(SUPPLIED DATA):
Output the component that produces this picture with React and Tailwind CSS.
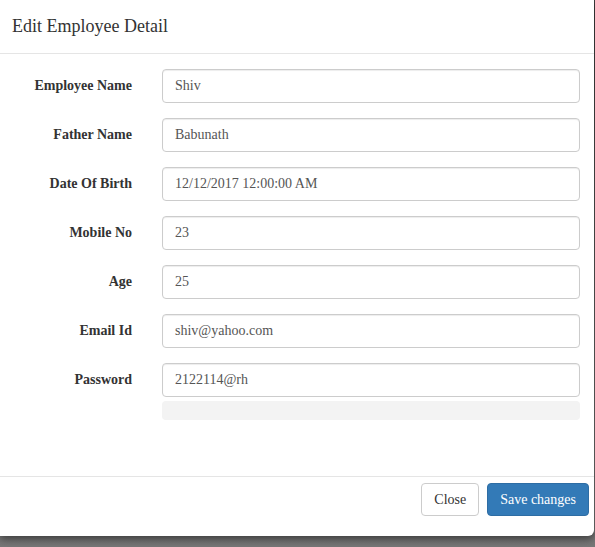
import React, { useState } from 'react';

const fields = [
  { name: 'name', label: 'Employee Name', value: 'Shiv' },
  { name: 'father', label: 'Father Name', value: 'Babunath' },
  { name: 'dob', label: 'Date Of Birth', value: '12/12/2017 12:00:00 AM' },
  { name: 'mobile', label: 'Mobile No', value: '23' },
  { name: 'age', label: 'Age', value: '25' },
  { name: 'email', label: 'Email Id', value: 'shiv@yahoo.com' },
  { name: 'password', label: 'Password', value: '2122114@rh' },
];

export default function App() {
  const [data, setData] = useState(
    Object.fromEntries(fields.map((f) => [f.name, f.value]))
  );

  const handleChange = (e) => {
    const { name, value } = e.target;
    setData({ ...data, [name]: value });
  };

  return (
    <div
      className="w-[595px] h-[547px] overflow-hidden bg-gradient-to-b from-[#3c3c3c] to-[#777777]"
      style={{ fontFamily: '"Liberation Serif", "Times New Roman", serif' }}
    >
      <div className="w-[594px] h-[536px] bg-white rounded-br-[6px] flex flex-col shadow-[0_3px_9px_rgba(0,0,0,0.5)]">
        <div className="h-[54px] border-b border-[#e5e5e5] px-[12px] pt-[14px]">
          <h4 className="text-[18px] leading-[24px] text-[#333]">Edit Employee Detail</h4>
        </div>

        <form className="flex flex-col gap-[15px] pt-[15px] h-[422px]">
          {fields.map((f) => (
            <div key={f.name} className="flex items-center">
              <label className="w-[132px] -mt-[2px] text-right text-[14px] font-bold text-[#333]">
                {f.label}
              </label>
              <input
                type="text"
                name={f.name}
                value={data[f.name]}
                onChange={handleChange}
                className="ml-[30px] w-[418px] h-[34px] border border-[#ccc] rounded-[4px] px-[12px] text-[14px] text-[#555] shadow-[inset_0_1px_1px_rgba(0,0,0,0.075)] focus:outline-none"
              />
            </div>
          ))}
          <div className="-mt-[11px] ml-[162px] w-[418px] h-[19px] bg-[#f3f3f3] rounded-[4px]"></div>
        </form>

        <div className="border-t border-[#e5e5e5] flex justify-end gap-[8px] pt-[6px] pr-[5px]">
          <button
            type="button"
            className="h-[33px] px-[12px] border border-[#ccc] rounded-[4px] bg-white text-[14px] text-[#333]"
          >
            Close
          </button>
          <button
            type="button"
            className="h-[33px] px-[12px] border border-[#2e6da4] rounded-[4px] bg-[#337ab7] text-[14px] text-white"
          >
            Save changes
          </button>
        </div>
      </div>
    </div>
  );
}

(WRITTEN REQUEST): Which lines hold the word "React"? Copy all of them.

(THE ANSWER):
Output the component that produces this picture with React and Tailwind CSS.
import React, { useState } from 'react';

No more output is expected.